### WHAT IS NEEDED:
Copy the listing below in full and skip every picture.
### DATA BLOCK
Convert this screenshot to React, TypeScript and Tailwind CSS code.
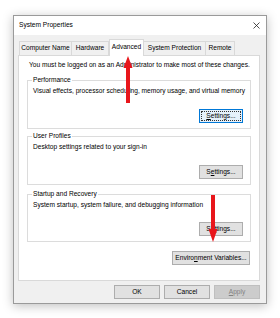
import React from "react";

const font = { fontFamily: '"Liberation Sans", Arial, sans-serif' };

function Btn({
  children,
  w,
  focused,
  disabled,
}: {
  children: React.ReactNode;
  w: string;
  focused?: boolean;
  disabled?: boolean;
}) {
  const base =
    "h-[14px] flex items-center justify-center text-[6.6px] leading-none whitespace-nowrap border ";
  if (disabled)
    return (
      <div className={base + w + " bg-[#cccccc] border-[#bfbfbf] text-[#838383]"}>
        {children}
      </div>
    );
  if (focused)
    return (
      <div className={base + w + " bg-[#e5f1fb] border-[#0078d7] text-black p-[1px]"}>
        <div className="w-full h-full flex items-center justify-center border border-dotted border-[#333]">
          {children}
        </div>
      </div>
    );
  return (
    <div className={base + w + " bg-[#e1e1e1] border-[#adadad] text-black"}>
      {children}
    </div>
  );
}

function Group({
  label,
  desc,
  h,
  btn,
}: {
  label: string;
  desc: string;
  h: string;
  btn: React.ReactNode;
}) {
  return (
    <div className={"relative border border-[#dcdcdc] mx-[8px] flex flex-col " + h}>
      <div className="absolute left-[4px] top-[-6px] bg-white px-[1px] text-[6.6px] leading-[10px] whitespace-nowrap">
        {label}
      </div>
      <div className="pl-[5px] pt-[5px] text-[6.6px] leading-[10px] whitespace-nowrap">{desc}</div>
      <div className="flex-1" />
      <div className="flex justify-end pr-[7px] pb-[5px]">{btn}</div>
    </div>
  );
}

export default function App() {
  return (
    <div className="relative w-[280px] h-[318px] bg-white pt-[15px] pl-[13px] overflow-hidden" style={font}>
      <div className="w-[254px] h-[289px] border border-[#9a9a9a] bg-[#f0f0f0] flex flex-col shadow-[0_2px_10px_rgba(0,0,0,0.25)]">
        {/* title bar */}
        <div className="h-[19px] bg-white flex items-center justify-between pl-[5px] pr-[6px]">
          <span className="text-[6.6px] leading-none text-black whitespace-nowrap">System Properties</span>
          <svg width="7" height="7" viewBox="0 0 7 7">
            <path d="M0.5 0.5 L6.5 6.5 M6.5 0.5 L0.5 6.5" stroke="#222" strokeWidth="0.8" />
          </svg>
        </div>
        {/* body */}
        <div className="flex-1 flex flex-col pl-[4px] pr-[6px] pt-[4px]">
          {/* tabs */}
          <div className="flex items-end h-[16px] pl-[1px] text-[6.6px] leading-none whitespace-nowrap">
            <div className="w-[53px] h-[14px] border border-b-0 border-[#d9d9d9] flex items-center justify-center">Computer Name</div>
            <div className="w-[37px] h-[14px] border border-b-0 border-l-0 border-[#d9d9d9] flex items-center justify-center">Hardware</div>
            <div className="w-[35px] h-[17px] -mb-[1px] bg-white border border-b-0 border-[#d9d9d9] flex items-center justify-center relative z-10 pb-[2px]">Advanced</div>
            <div className="w-[62px] h-[14px] border border-b-0 border-l-0 border-[#d9d9d9] flex items-center justify-center">System Protection</div>
            <div className="w-[29px] h-[14px] border border-b-0 border-l-0 border-[#d9d9d9] flex items-center justify-center">Remote</div>
          </div>
          {/* panel */}
          <div className="h-[226px] bg-white border border-[#d9d9d9] flex flex-col">
            <div className="pl-[10px] pt-[4px] text-[6.6px] leading-[10px] whitespace-nowrap">
              You must be logged on as an Administrator to make most of these changes.
            </div>
            <div className="mt-[10px]">
              <Group
                label="Performance"
                desc="Visual effects, processor scheduling, memory usage, and virtual memory"
                h="h-[49px]"
                btn={
                  <Btn w="w-[44px]" focused>
                    <span><span className="underline">S</span>ettings...</span>
                  </Btn>
                }
              />
            </div>
            <div className="mt-[7px]">
              <Group
                label="User Profiles"
                desc="Desktop settings related to your sign-in"
                h="h-[49px]"
                btn={
                  <Btn w="w-[44px]">
                    <span>S<span className="underline">e</span>ttings...</span>
                  </Btn>
                }
              />
            </div>
            <div className="mt-[9px]">
              <Group
                label="Startup and Recovery"
                desc="System startup, system failure, and debugging information"
                h="h-[48px]"
                btn={
                  <Btn w="w-[44px]">
                    <span>Se<span className="underline">t</span>tings...</span>
                  </Btn>
                }
              />
            </div>
            <div className="flex justify-end pr-[9px] mt-[9px]">
              <Btn w="w-[78px]">
                <span>Enviro<span className="underline">n</span>ment Variables...</span>
              </Btn>
            </div>
          </div>
          {/* bottom buttons */}
          <div className="flex justify-end gap-[4px] mt-[4px]">
            <Btn w="w-[46px]">OK</Btn>
            <Btn w="w-[46px]">Cancel</Btn>
            <Btn w="w-[46px]" disabled>
              <span><span className="underline">A</span>pply</span>
            </Btn>
          </div>
        </div>
      </div>
      {/* red arrows overlay */}
      <svg className="absolute left-0 top-0 pointer-events-none" width="280" height="318" viewBox="0 0 280 318">
        <path d="M126 103 L126 68 L123.5 68 L128 56 L132.5 68 L130 68 L130 103 Z" fill="#e8161b" />
        <path d="M211 195 L211 229 L208.5 229 L213 242 L217.5 229 L215 229 L215 195 Z" fill="#e8161b" />
      </svg>
    </div>
  );
}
######
### ANSWER IN FULL:
Convert this screenshot to React, TypeScript and Tailwind CSS code.
import React from "react";

const font = { fontFamily: '"Liberation Sans", Arial, sans-serif' };

function Btn({
  children,
  w,
  focused,
  disabled,
}: {
  children: React.ReactNode;
  w: string;
  focused?: boolean;
  disabled?: boolean;
}) {
  const base =
    "h-[14px] flex items-center justify-center text-[6.6px] leading-none whitespace-nowrap border ";
  if (disabled)
    return (
      <div className={base + w + " bg-[#cccccc] border-[#bfbfbf] text-[#838383]"}>
        {children}
      </div>
    );
  if (focused)
    return (
      <div className={base + w + " bg-[#e5f1fb] border-[#0078d7] text-black p-[1px]"}>
        <div className="w-full h-full flex items-center justify-center border border-dotted border-[#333]">
          {children}
        </div>
      </div>
    );
  return (
    <div className={base + w + " bg-[#e1e1e1] border-[#adadad] text-black"}>
      {children}
    </div>
  );
}

function Group({
  label,
  desc,
  h,
  btn,
}: {
  label: string;
  desc: string;
  h: string;
  btn: React.ReactNode;
}) {
  return (
    <div className={"relative border border-[#dcdcdc] mx-[8px] flex flex-col " + h}>
      <div className="absolute left-[4px] top-[-6px] bg-white px-[1px] text-[6.6px] leading-[10px] whitespace-nowrap">
        {label}
      </div>
      <div className="pl-[5px] pt-[5px] text-[6.6px] leading-[10px] whitespace-nowrap">{desc}</div>
      <div className="flex-1" />
      <div className="flex justify-end pr-[7px] pb-[5px]">{btn}</div>
    </div>
  );
}

export default function App() {
  return (
    <div className="relative w-[280px] h-[318px] bg-white pt-[15px] pl-[13px] overflow-hidden" style={font}>
      <div className="w-[254px] h-[289px] border border-[#9a9a9a] bg-[#f0f0f0] flex flex-col shadow-[0_2px_10px_rgba(0,0,0,0.25)]">
        {/* title bar */}
        <div className="h-[19px] bg-white flex items-center justify-between pl-[5px] pr-[6px]">
          <span className="text-[6.6px] leading-none text-black whitespace-nowrap">System Properties</span>
          <svg width="7" height="7" viewBox="0 0 7 7">
            <path d="M0.5 0.5 L6.5 6.5 M6.5 0.5 L0.5 6.5" stroke="#222" strokeWidth="0.8" />
          </svg>
        </div>
        {/* body */}
        <div className="flex-1 flex flex-col pl-[4px] pr-[6px] pt-[4px]">
          {/* tabs */}
          <div className="flex items-end h-[16px] pl-[1px] text-[6.6px] leading-none whitespace-nowrap">
            <div className="w-[53px] h-[14px] border border-b-0 border-[#d9d9d9] flex items-center justify-center">Computer Name</div>
            <div className="w-[37px] h-[14px] border border-b-0 border-l-0 border-[#d9d9d9] flex items-center justify-center">Hardware</div>
            <div className="w-[35px] h-[17px] -mb-[1px] bg-white border border-b-0 border-[#d9d9d9] flex items-center justify-center relative z-10 pb-[2px]">Advanced</div>
            <div className="w-[62px] h-[14px] border border-b-0 border-l-0 border-[#d9d9d9] flex items-center justify-center">System Protection</div>
            <div className="w-[29px] h-[14px] border border-b-0 border-l-0 border-[#d9d9d9] flex items-center justify-center">Remote</div>
          </div>
          {/* panel */}
          <div className="h-[226px] bg-white border border-[#d9d9d9] flex flex-col">
            <div className="pl-[10px] pt-[4px] text-[6.6px] leading-[10px] whitespace-nowrap">
              You must be logged on as an Administrator to make most of these changes.
            </div>
            <div className="mt-[10px]">
              <Group
                label="Performance"
                desc="Visual effects, processor scheduling, memory usage, and virtual memory"
                h="h-[49px]"
                btn={
                  <Btn w="w-[44px]" focused>
                    <span><span className="underline">S</span>ettings...</span>
                  </Btn>
                }
              />
            </div>
            <div className="mt-[7px]">
              <Group
                label="User Profiles"
                desc="Desktop settings related to your sign-in"
                h="h-[49px]"
                btn={
                  <Btn w="w-[44px]">
                    <span>S<span className="underline">e</span>ttings...</span>
                  </Btn>
                }
              />
            </div>
            <div className="mt-[9px]">
              <Group
                label="Startup and Recovery"
                desc="System startup, system failure, and debugging information"
                h="h-[48px]"
                btn={
                  <Btn w="w-[44px]">
                    <span>Se<span className="underline">t</span>tings...</span>
                  </Btn>
                }
              />
            </div>
            <div className="flex justify-end pr-[9px] mt-[9px]">
              <Btn w="w-[78px]">
                <span>Enviro<span className="underline">n</span>ment Variables...</span>
              </Btn>
            </div>
          </div>
          {/* bottom buttons */}
          <div className="flex justify-end gap-[4px] mt-[4px]">
            <Btn w="w-[46px]">OK</Btn>
            <Btn w="w-[46px]">Cancel</Btn>
            <Btn w="w-[46px]" disabled>
              <span><span className="underline">A</span>pply</span>
            </Btn>
          </div>
        </div>
      </div>
      {/* red arrows overlay */}
      <svg className="absolute left-0 top-0 pointer-events-none" width="280" height="318" viewBox="0 0 280 318">
        <path d="M126 103 L126 68 L123.5 68 L128 56 L132.5 68 L130 68 L130 103 Z" fill="#e8161b" />
        <path d="M211 195 L211 229 L208.5 229 L213 242 L217.5 229 L215 229 L215 195 Z" fill="#e8161b" />
      </svg>
    </div>
  );
}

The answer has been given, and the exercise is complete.